Fear appeals or ‘shock tactics’ have been a staple of social marketing programmes since before the discipline existed. Despite a wealth of research casting doubt on its effectiveness, the approach continues to prove popular amongst commissioners and practitioners.

Over just the last two months the Considered_ has been called upon to contributed to a number of radio shows discussing this very issue, in relation to the UK government’s recent binge drinking campaign and the decision to incorporate graphic images onto cigarette packets.

The appeal of the shock tactics approach is understandable for a number of reasons:

  • The initial impact of the ads is undeniable, and the emotional response it creates feels rich in motivational potential.
  • Given that we are dealing with extremely serious issues and deeply ingrained behaviours, there is an apparent logic in ‘waking/shaking people up’ – bringing them face-to-face with the consequences of their behaviour – giving them a reality check – bringing on an epiphany – switching on a light.
  • This convincing common sense logic gives the approach a strong populist appeal, especially when dealing with highly emotive issues such as drink driving and substance misuse. It gives the public (and the people to whom commissioners are accountable) a strong sense that “something is being done” – that the establishment is taking this issue seriously and standing up for the ‘victim’.
  • And, let’s face it, everyone in the industry knows that it’s good PR. Ad executions that are challenging in this way get column inches which further boost the reach of the campaign.

However, when we scratch the surface of this common sense logic we soon start to realise that all that glitters is not gold. There’s a rapidly growing canon surrounding this issue which I intend to post on more comprehensively elsewhere. However, two presentations I attended at the recent World Social Marketing Conference in Brighton raised some fascinating insights as a starting point.

Geoff McLean from the University of Wollongong presented the findings of Jennifer Algie, Sandra Jones and John Rossiter on the use of fear appeals in Australian road safety campaigns. Their research departed from previous studies in its comparison of the relative effectiveness of fear patterns and fear levels in terms of advertising ‘wear-out’. I.e. does the impact of advertisements that oscillate between emotions of fear and relief recede more quickly than those that simply focus on fear levels alone?

In broad strokes, the findings showed that in both situations both emotional and attentional wear -out occurred immediately, but that the executions with fear-relief patterns were more effective in reducing (simulated) speeding behaviour. Read the full paper here.

The concept of wear-out is both interesting and important in talking about the effectiveness of fear appeals. How quickly the impact of the ad diminishes in terms of its ability to attract/maintain attention (over multiple showings or executions), invoke an emotional response and actually have an effect on behaviour.

Geoff also talked briefly about the danger of ‘defence’ reactions. If the recipient is heavily involved with the undesirable behaviour (eg someone who really enjoys smoking) fear appeals can have a counterproductive effect. Pyschological defense mechanisms are activated and the recipient ‘digs their heels in’ even further. [See Brehm (1966) on Reactance Theory for more on this fear appeal caveat].
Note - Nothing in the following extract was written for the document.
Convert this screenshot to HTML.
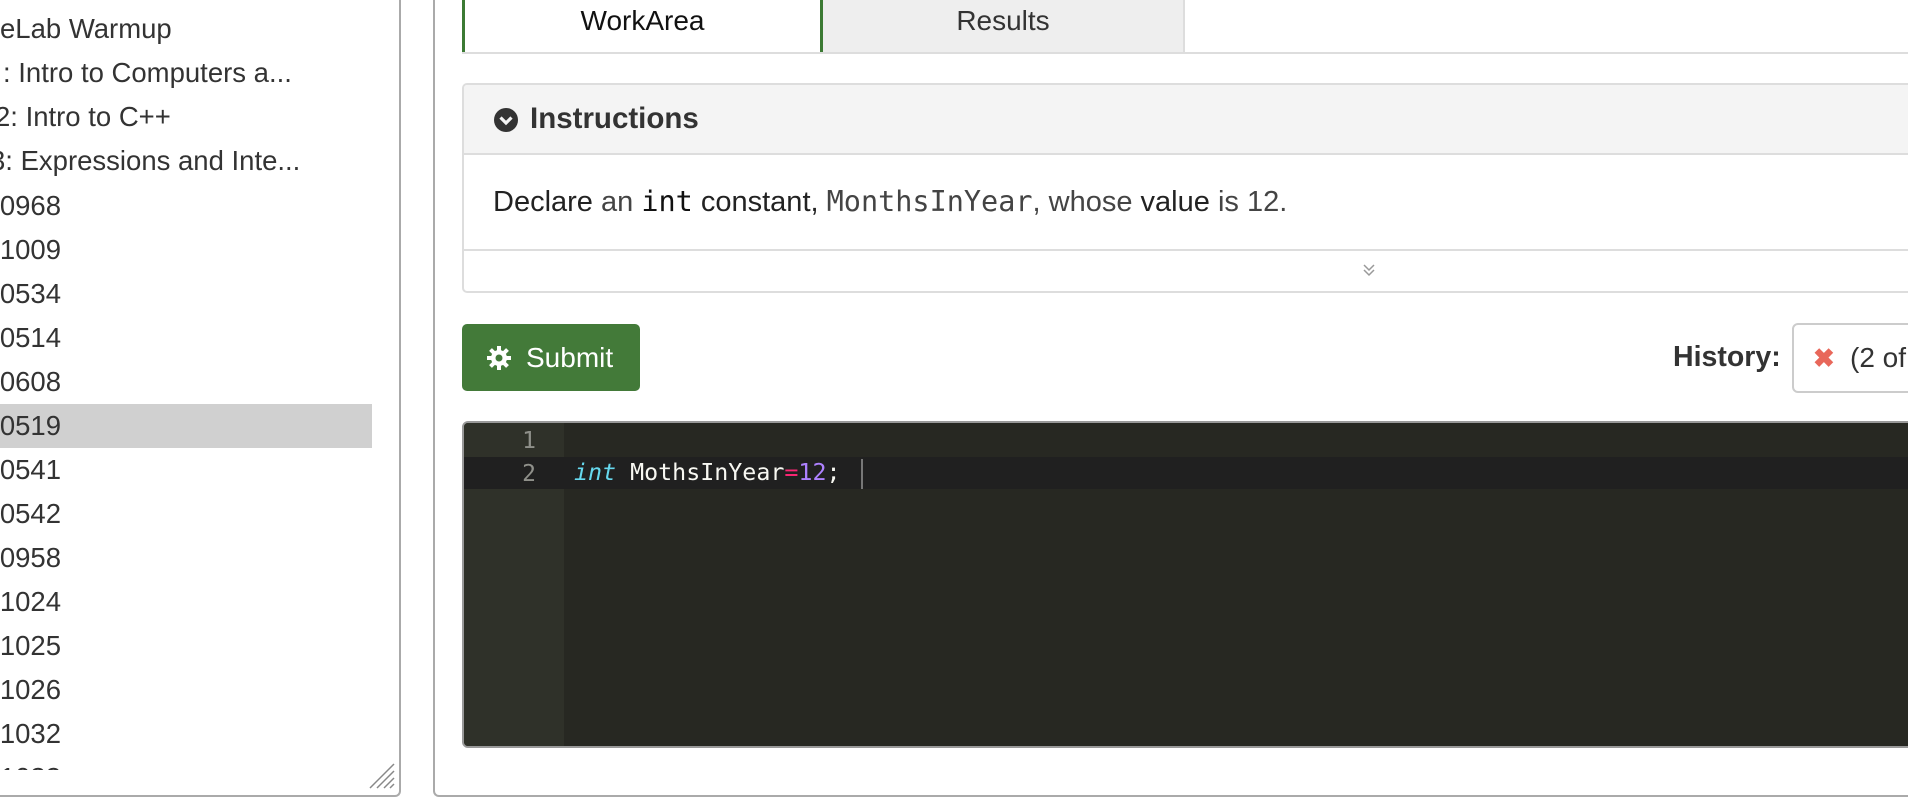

Dr. Gonzalo Díaz Meneses from the Universidad de Las Palmas de Gran Canaria delivered a delightful presentation arguing for a social marketing based on hope, rather than fear, summed up in the following quote:

This work proposes that greater effort be devoted to the heuristics of hope: it is not the fear of doomsday that should become the basis of the ecological ideology of the new millennium but rather the hope that the consumer can become more oriented to recycling.

Download the presentation here and read his abstract here.

His work focused on the motivations and barriers to recycyling behaviour and found that emotional appeals are more effective that cognitive (reinforcing our “information is not enough” mantra – rational decisions doesn’t entail behaviour change) and that appeals based on positive emotions are more effective that those based on negative.

Despite the refreshingly optimistic tone and content of the presentation, Dr Meneses raised a number of more general and more worrying problems with the fear-appeal approach.

  • Attempts to scare people into (not) doing something creates an emotional distance between the audience and the authority – it runs counter to attempts to build open relationships built on affinity and trust that can be carried over to future campaigns, campaigns in other areas and the public health agenda in general. 
  • There is a simple ethical issue about government-sponsored scare-tactics –  ie the state using fear to induce desired behaviour. Philosophically, this puts us on an uncomfortably slippery slope.